Hello, Readers and Subscribers:
From time to time, a handful of “must see” charts pile up here at House Haymaker (we analyze a lot of them), necessitating a chartbook edition — this is one of those times. Today’s high-finance smorgasbord starts off with some AI data, courtesy of the Rosenberg Research team, and wraps up with a look at cash on the sidelines relative to market capitalization, per the astute analysts of BCA Research. Everything in between is also worth a gander (whatever a gander is).
We hope you enjoy the charts and, especially, your weekend. As mentioned earlier this week, we’ll be taking a close look at natural gas in the upcoming Making Hay Monday edition.
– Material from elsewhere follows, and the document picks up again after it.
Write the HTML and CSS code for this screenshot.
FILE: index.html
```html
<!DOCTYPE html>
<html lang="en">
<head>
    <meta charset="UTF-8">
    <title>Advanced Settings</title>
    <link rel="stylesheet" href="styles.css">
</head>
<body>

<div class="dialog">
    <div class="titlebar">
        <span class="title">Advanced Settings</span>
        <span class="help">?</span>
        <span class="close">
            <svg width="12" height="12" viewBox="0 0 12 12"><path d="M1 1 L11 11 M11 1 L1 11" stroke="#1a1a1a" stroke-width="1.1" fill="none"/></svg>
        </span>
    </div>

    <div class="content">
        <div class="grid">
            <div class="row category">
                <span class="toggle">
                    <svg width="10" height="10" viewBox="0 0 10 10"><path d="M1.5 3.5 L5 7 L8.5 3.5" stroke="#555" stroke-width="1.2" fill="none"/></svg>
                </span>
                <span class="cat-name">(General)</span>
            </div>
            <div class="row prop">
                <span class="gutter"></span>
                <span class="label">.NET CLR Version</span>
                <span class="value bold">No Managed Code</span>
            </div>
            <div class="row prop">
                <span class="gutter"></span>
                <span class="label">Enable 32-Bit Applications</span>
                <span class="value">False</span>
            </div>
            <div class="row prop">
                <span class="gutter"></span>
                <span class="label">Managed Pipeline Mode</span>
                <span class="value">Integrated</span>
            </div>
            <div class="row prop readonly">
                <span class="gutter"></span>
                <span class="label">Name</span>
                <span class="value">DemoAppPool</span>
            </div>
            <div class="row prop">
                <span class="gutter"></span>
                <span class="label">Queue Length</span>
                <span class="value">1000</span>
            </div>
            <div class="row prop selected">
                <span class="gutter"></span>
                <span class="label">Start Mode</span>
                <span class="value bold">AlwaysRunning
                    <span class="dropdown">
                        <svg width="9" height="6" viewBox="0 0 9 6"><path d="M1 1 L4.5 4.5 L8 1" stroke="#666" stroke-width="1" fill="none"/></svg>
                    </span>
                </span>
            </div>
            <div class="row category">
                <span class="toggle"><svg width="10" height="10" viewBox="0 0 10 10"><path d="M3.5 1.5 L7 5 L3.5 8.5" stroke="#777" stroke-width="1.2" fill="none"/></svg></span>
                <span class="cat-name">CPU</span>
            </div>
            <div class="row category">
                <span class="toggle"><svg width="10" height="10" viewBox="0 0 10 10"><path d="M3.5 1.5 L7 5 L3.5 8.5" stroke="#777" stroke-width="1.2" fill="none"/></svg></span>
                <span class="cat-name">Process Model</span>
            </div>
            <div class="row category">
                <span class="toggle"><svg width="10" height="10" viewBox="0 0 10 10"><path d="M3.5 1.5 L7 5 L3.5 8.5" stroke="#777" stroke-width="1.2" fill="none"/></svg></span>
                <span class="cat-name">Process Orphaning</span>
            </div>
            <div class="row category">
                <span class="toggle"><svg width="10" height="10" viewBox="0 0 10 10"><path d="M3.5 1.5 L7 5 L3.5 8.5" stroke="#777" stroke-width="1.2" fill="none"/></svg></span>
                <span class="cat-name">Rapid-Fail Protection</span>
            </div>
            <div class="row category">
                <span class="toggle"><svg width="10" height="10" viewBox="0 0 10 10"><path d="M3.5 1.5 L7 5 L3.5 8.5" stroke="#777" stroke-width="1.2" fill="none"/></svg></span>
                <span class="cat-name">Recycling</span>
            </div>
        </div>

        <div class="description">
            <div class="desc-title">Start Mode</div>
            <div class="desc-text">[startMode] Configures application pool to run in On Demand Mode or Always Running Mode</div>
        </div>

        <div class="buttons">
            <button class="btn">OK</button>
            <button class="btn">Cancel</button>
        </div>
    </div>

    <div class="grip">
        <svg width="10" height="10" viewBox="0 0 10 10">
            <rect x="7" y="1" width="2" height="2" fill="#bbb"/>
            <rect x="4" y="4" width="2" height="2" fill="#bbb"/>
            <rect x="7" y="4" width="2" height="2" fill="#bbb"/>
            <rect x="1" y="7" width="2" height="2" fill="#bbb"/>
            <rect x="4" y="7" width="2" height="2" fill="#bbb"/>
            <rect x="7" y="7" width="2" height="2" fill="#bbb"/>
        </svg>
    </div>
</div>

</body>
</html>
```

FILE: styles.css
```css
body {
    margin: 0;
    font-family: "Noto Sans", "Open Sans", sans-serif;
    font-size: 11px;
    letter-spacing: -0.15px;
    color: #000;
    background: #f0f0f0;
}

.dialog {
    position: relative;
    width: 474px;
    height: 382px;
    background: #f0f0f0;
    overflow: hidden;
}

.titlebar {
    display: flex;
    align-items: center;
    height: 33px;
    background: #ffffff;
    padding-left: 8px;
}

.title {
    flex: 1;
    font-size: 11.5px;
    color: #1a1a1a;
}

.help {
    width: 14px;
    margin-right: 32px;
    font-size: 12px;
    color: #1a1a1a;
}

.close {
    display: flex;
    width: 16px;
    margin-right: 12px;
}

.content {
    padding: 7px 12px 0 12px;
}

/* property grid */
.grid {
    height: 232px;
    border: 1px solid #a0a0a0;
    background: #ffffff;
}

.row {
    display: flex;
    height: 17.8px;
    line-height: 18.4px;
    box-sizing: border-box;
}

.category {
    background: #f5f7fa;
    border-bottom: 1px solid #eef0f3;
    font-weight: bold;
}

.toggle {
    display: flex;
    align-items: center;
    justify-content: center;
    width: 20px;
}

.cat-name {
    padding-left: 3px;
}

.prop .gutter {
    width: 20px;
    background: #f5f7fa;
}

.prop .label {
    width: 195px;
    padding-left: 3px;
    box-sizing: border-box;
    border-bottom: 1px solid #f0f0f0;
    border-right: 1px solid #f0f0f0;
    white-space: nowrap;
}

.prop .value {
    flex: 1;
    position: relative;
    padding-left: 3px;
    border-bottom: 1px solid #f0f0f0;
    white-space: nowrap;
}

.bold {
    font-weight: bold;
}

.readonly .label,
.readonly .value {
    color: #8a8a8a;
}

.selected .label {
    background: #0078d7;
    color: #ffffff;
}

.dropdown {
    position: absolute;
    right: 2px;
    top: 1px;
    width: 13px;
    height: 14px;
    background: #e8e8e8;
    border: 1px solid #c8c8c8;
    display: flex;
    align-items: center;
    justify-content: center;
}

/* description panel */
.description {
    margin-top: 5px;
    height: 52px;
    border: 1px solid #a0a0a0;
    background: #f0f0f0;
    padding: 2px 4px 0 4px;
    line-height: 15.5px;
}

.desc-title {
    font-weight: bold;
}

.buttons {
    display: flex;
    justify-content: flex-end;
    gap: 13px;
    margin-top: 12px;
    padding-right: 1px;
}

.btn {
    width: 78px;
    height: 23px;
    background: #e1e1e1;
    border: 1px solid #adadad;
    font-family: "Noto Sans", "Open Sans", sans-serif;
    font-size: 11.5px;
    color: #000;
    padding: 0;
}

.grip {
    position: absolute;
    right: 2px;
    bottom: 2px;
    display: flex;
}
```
It’s possible the bottom is in for energy after the recent nasty sell-off. And as much as we like oil at these depressed prices, we believe the long-term outlook for gas is even brighter!
The Haymaker Team
P.S. We encourage you all to read this linked piece from Haymaker friend Michael Lewitt, The Credit Strategist. It deals with one of the pressing matters of our day: the deterioration of institutional trust, in this case furthered by serious rule violations on part of several Federal Reserve officials.
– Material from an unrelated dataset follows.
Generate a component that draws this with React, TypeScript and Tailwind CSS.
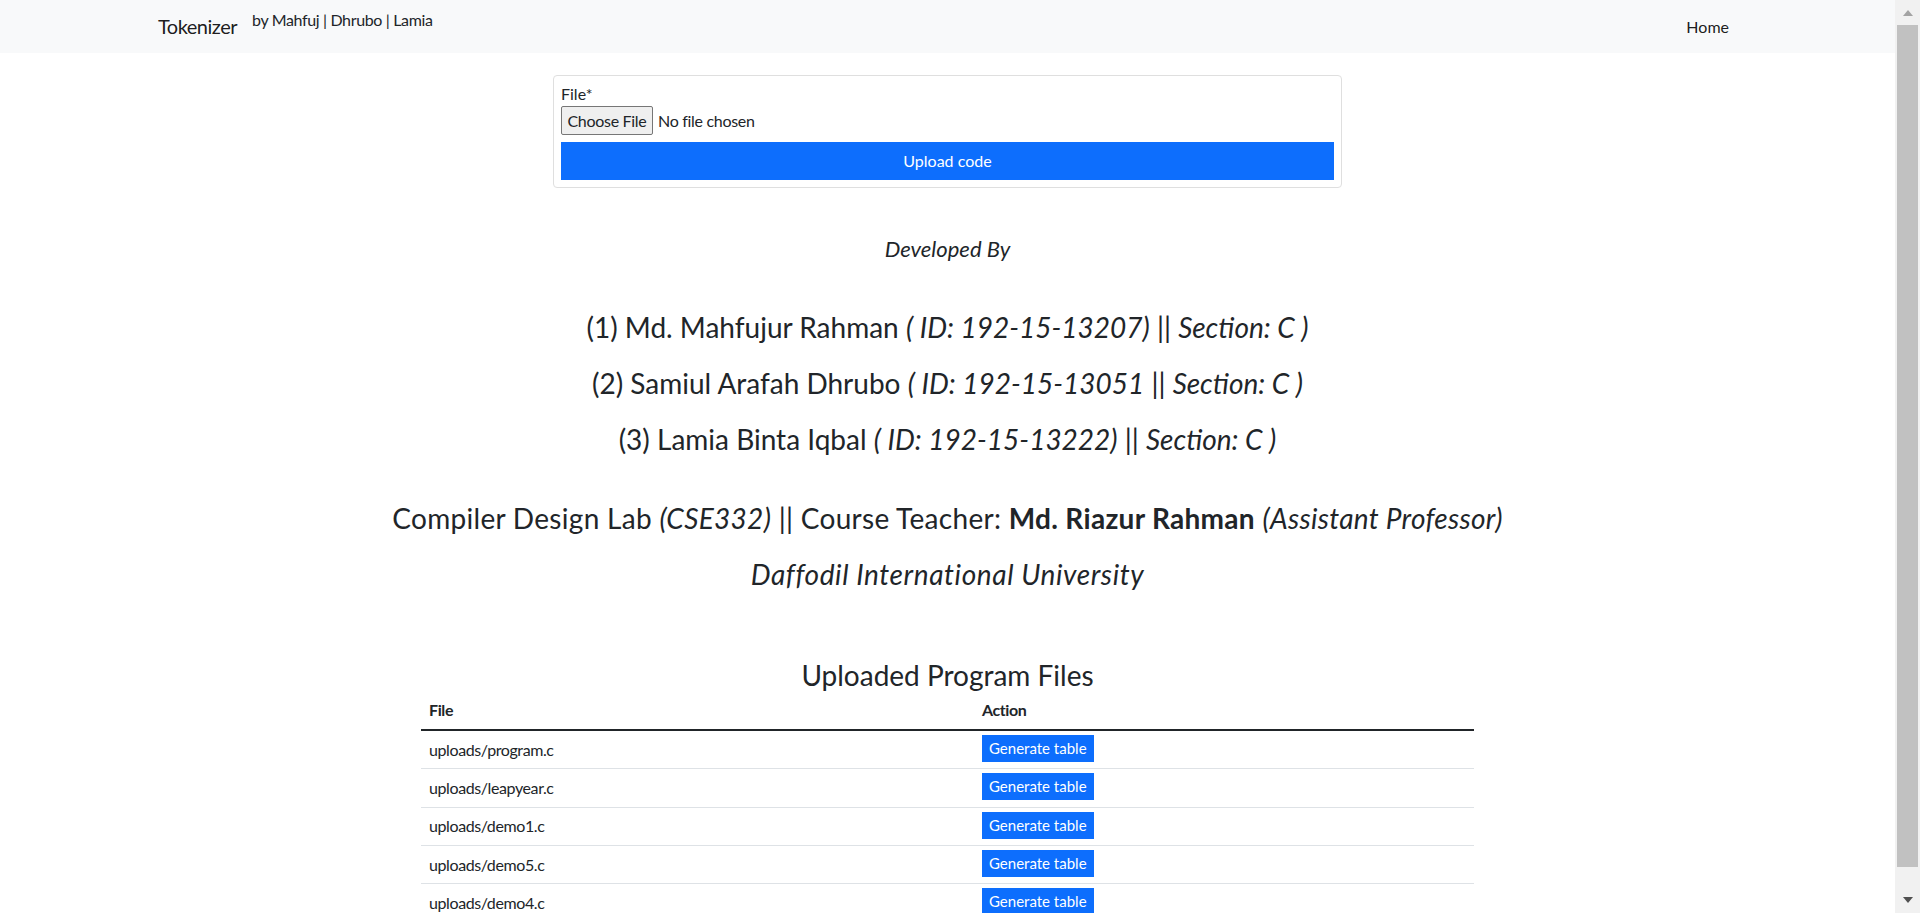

“Russia is the leader in reserves of a number of strategic raw materials: for natural gas, this is almost 22% of world reserves, for gold - almost 23%, for diamonds - almost 55% … Maybe we should think about certain restrictions: uranium, titanium, nickel.” -Russian President, Vladimir Putin
Haymaker Chartbook
Oil demand is likely to increase at a slow but steady rate over the balance of this decade, led by emerging market usage. The biggest upside may come from supply shortfalls, despite current concerns about a crude glut. For natural gas, the consumption outlook is much more bullish driven by rapidly growing U.S. data-center power needs. There is also the surging demand globally for American liquefied natural gas (LNG). This increase could amount to over 11 billion cubic feet/day, about 10% of total current U.S. production, and roughly a doubling of current LNG exports. It does beg the question of where all the gas will come from to supply those shipments. As with oil, natural gas production growth in the U.S. appears to be stalling out.
It is becoming increasingly obvious that EV growth is decelerating and, in some countries, such as Germany, actually contracting. Yet, there is a pervasive view that oil is destined to be phased out. Even prior to the mounting EV travails, forecasts were for gasoline-powered vehicles to be much more numerous in 2040 than they are today. Naturally, there is a big difference between predictions and reality, but the move away from EVs toward hybrids elevates the credibility of the below. (Copious thanks to the talented and data-driven team at Cornerstone Macro for the below visual.)
While U.S. nuclear plant construction is now dormant in the wake of the opening of the two Vogtle atomic facilities (approved 15 years ago), Asia is aggressively embracing nuclear energy.